From the beginning, the Minnesota political establishment—almost entirely comprised of Democrats (known as the Democratic Farmer-Labor Party—DFL in Minnesota)—has lined up behind the MOA and against the musicians. DFL Governor Mark Dayton and then-Mayor RT Rybak (also DFL) accepted the framework of MOA’s claims that drastic cuts were needed, and lauded the MOA for having “very legitimate” interests. They further noted that they were “not going to take sides” in the dispute, and re-emphasized their “neutrality” in mid-September, 2013.
Such moves amounted to a giving of the green light to the MOA to continue its ruthless assault on the Minnesota Orchestra, a world-class cultural institution which is a source of pride for the population of Minnesota and of the northern Midwest region.
The state’s main bourgeois newspaper, which is closely connected to the Democrats and whose CEO sits on the MOA Board of Directors, was less tacit in its hostility to the musicians. The Minneapolis Star-Tribune peddled the MOA’s lie that there is “no money” for public culture:
(“The Minnesota Orchestra, in its current form, and perhaps at its current level of excellence, cannot be sustained. As much as both sides would like to think the orchestra is all about the art, it’s really, at this dreadful moment, all about the money. There is simply not enough of it.”
With the support of the DFL machine and of the bourgeois press, the MOA has carried out a campaign of attrition and intimidation that has threatened to destroy the orchestra. From the very beginning, the musicians have been forced to negotiate under a state of constant duress as the threat of massive wage cuts is held over their heads. The newspapers have constantly pointed to the relatively high wages of the musicians in an attempt to turn the most backwards elements of the population against the musicians.

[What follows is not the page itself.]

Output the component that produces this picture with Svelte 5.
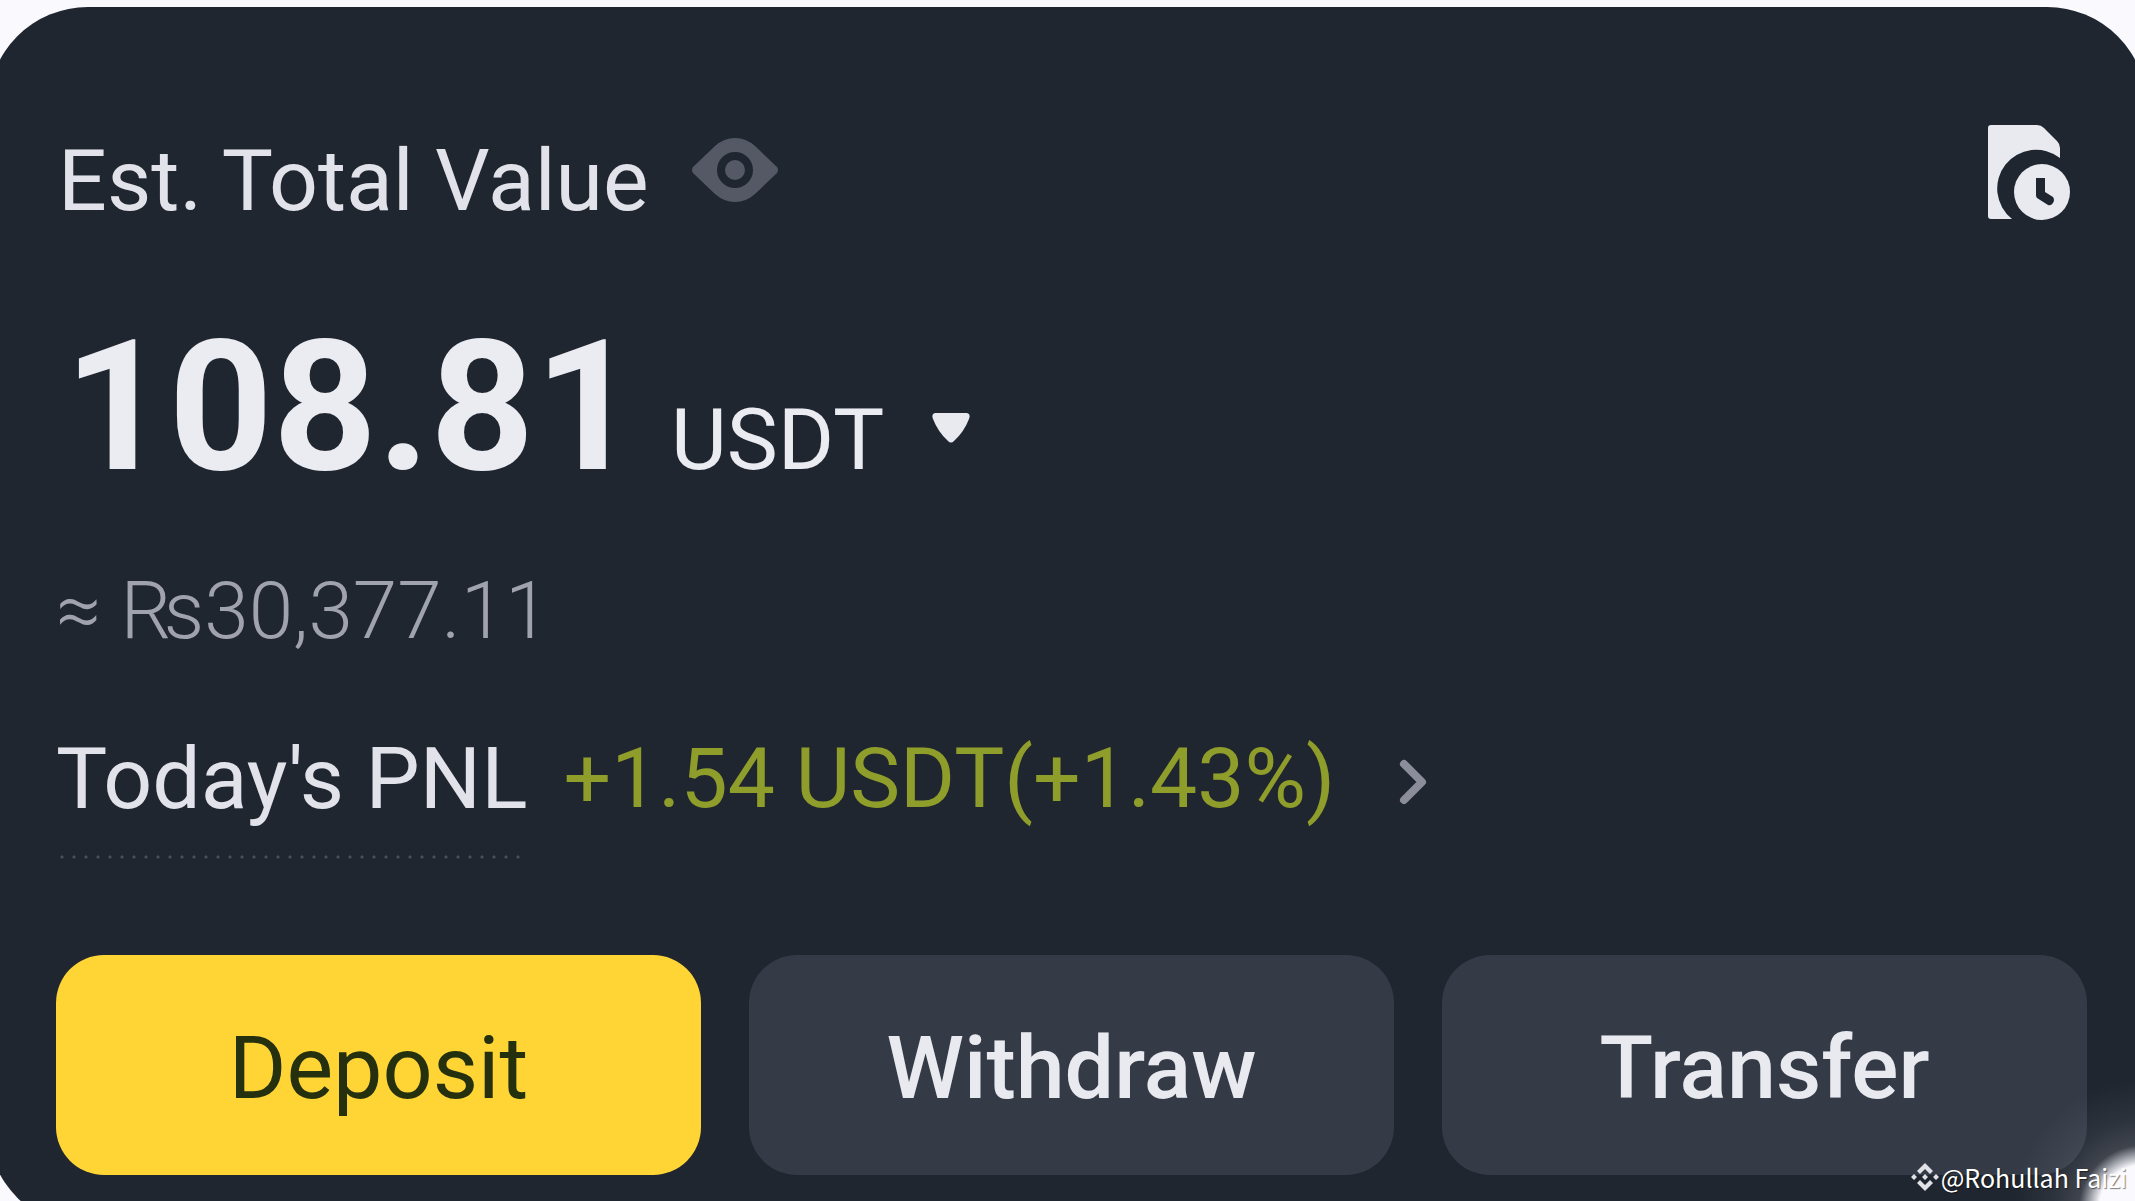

Even though the musicians will begin work in February, they will do so under conditions in which the status of the orchestra has been severely battered by the actions of the MOA. Over the course of the lockout, dozens of respected musicians left the orchestra to seek work in other orchestras across the world. Some of those musicians signed one-year contracts and may choose to return to Minnesota, but it is unclear how many will do so.
The biggest blow to the Orchestra came in October 2013, when long-time orchestra conductor Osmo Vanska announced his resignation after negotiations fell through due to the intransigence of management. When the musicians unanimously rejected an offer for 25 percent pay cuts that same week, the MOA punished the musicians by canceling two scheduled concerts at Carnegie Hall and thereby ruining the opportunity for talented musicians to play in the nation’s most esteemed concert venue.
But despite the overwhelming support of the population,who showed up in loyal droves to attend public benefit concerts held by the musicians, the musicians were left isolated by the trade union apparatus, which attempted to channel the genuine anger felt by many Minnesotans and to prevent the struggle of the musicians from taking a political, and therefore anti-DFL, character.
The musicians’ position was even further weakened by the policies of the Obama administration. Sources close to the musicians indicated that that the musicians were within weeks of having their unemployment benefits cut off. In other words, it is partly because the Obama administration, the Democrats, and the Republicans have refused to extend unemployment benefits that the musicians were pressured to accept massive cuts.
The musicians of the Minnesota Orchestra are only the latest to suffer the imposition of wage cuts. They join the ranks of musicians at symphony orchestras in Philadelphia, Phoenix, Detroit, Houston, Cincinnati, Seattle, Indianapolis, Milwaukee, Nashville, Baltimore, Atlanta, Virginia, San Francisco, North Carolina, Utah and many other cities throughout the United States.
In the aftermath of the agreement, Minneapolis’ newly-elected “progressive” DFL Mayor Betsy Hodges attempted to sweep the event under the carpet, proclaiming that management, the musicians and the population should “all come together and work on rebuilding trust in our community.”